Federation Module Architecture

Namespace: src/data/federation/ Status: ✅ Production Ready (Task-067) Key Service: FederatedQueryService

The Federation module enables "Chat with any Data" by allowing Jorvis to execute queries across multiple disparate data sources (e.g., PostgreSQL + Google Sheets + Snowflake) and merge the results in-memory.


🏗️ Core Architecture

The federation engine follows a Plan-Execute-Merge pipeline:

  1. Query Decomposition: A complex question is broken down into a FederatedQueryPlan.
  2. Topological Sort: Sub-queries are ordered based on dependencies.
  3. Parallel Execution: Independent sub-queries are executed concurrently.
  4. InMemory Merge: Results are combined using a specified strategy.
graph TD
    A[FederatedQueryPlan] --> B{Topological Sort}
    B --> C[Batch 1: Independent Queries]
    C --> D[Batch 2: Dependent Queries]
    D --> E[Merge Strategy]
    E --> F[FederatedResult]

1. FederatedQueryService

The main orchestrator that manages the execution lifecycle.
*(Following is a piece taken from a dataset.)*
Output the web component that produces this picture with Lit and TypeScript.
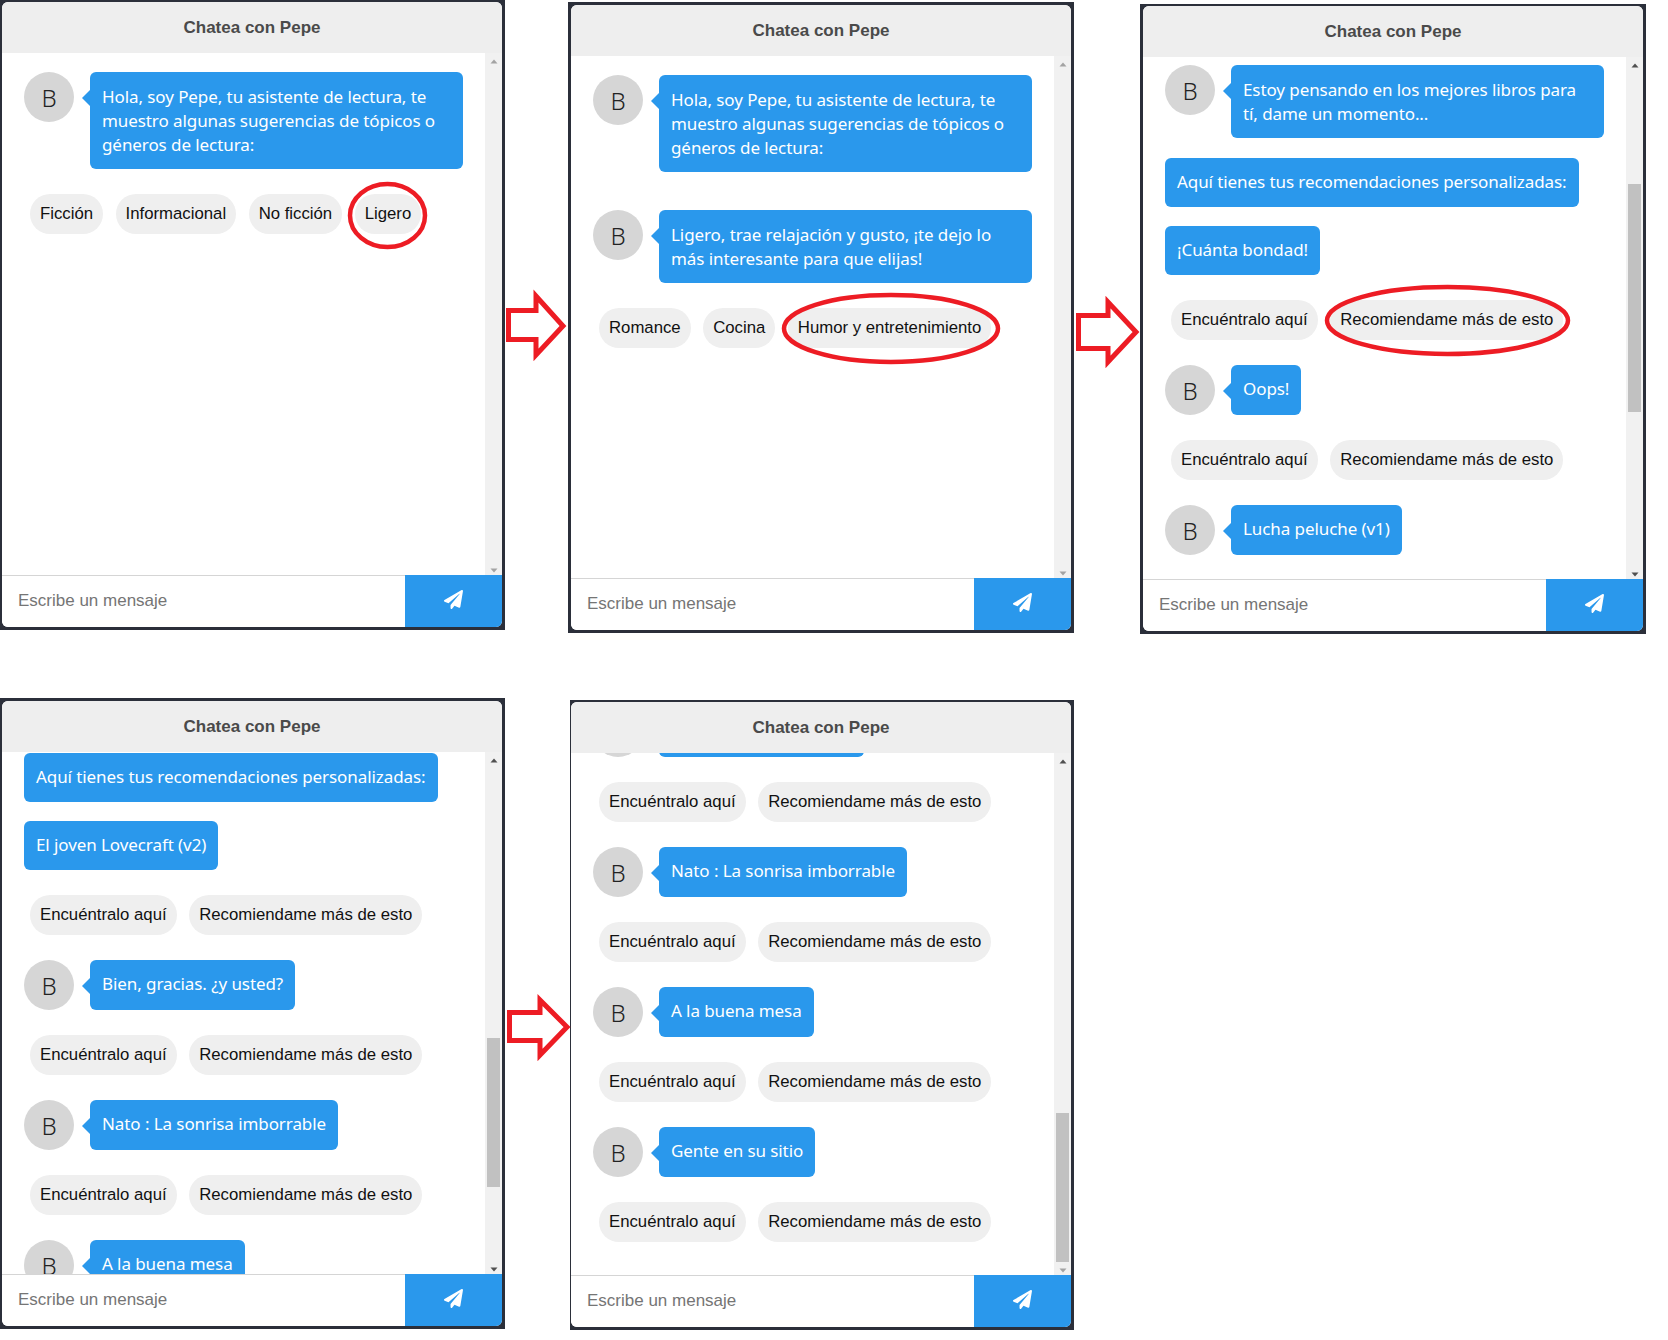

  • Concurrency: Controlled by JORVIS_FEDERATION_MAX_PARALLEL (default: 5).
  • Timeout: Fails fast if sources are unresponsive (JORVIS_FEDERATION_TIMEOUT_MS).
  • Resilience: Handles partial failures if configured.

2. Execution Pipeline

  • Logic: execute(plan, executor, options)
  • Timeout Guard: Each sub-query is wrapped in a promise race with a timeout.
  • Dependency Resolution: Using a topological sort algorithm to ensure sub-queries with upstream dependencies wait for data.

🔄 Merge Strategies

The module supports 4 strategies for combining data from different sources:

StrategyDescriptionUse Case
UNIONCombines rows from all sources, removing duplicates.Merging "Sales" tables from US and EU databases.
CONCATAppends all rows, preserving duplicates.Logging or raw data aggregation.
JOINNested-loop join on common keys.Enriching "Orders" (SQL) with "Customer Details" (CRM/API).
AGGREGATESums numeric values across datasets.Total revenue across different payment gateways.

⚙️ Configuration

Environment VariableDefaultDescription
JORVIS_FEDERATION_ENABLEDfalseMaster toggle for the module.
JORVIS_FEDERATION_MAX_PARALLEL5Max concurrent DB connections.
JORVIS_FEDERATION_TIMEOUT_MS30000Global timeout for the entire plan.

🧩 Data Structures

FederatedQueryPlan

interface FederatedQueryPlan {
  id: string;
  subQueries: SubQuery[];
  mergeStrategy: MergeStrategy;
}

SubQuery

interface SubQuery {
  id: string;
  connectionId: string; // Target Data Source
  sql: string;
  dependencies?: string[]; // IDs of queries that must finish first
}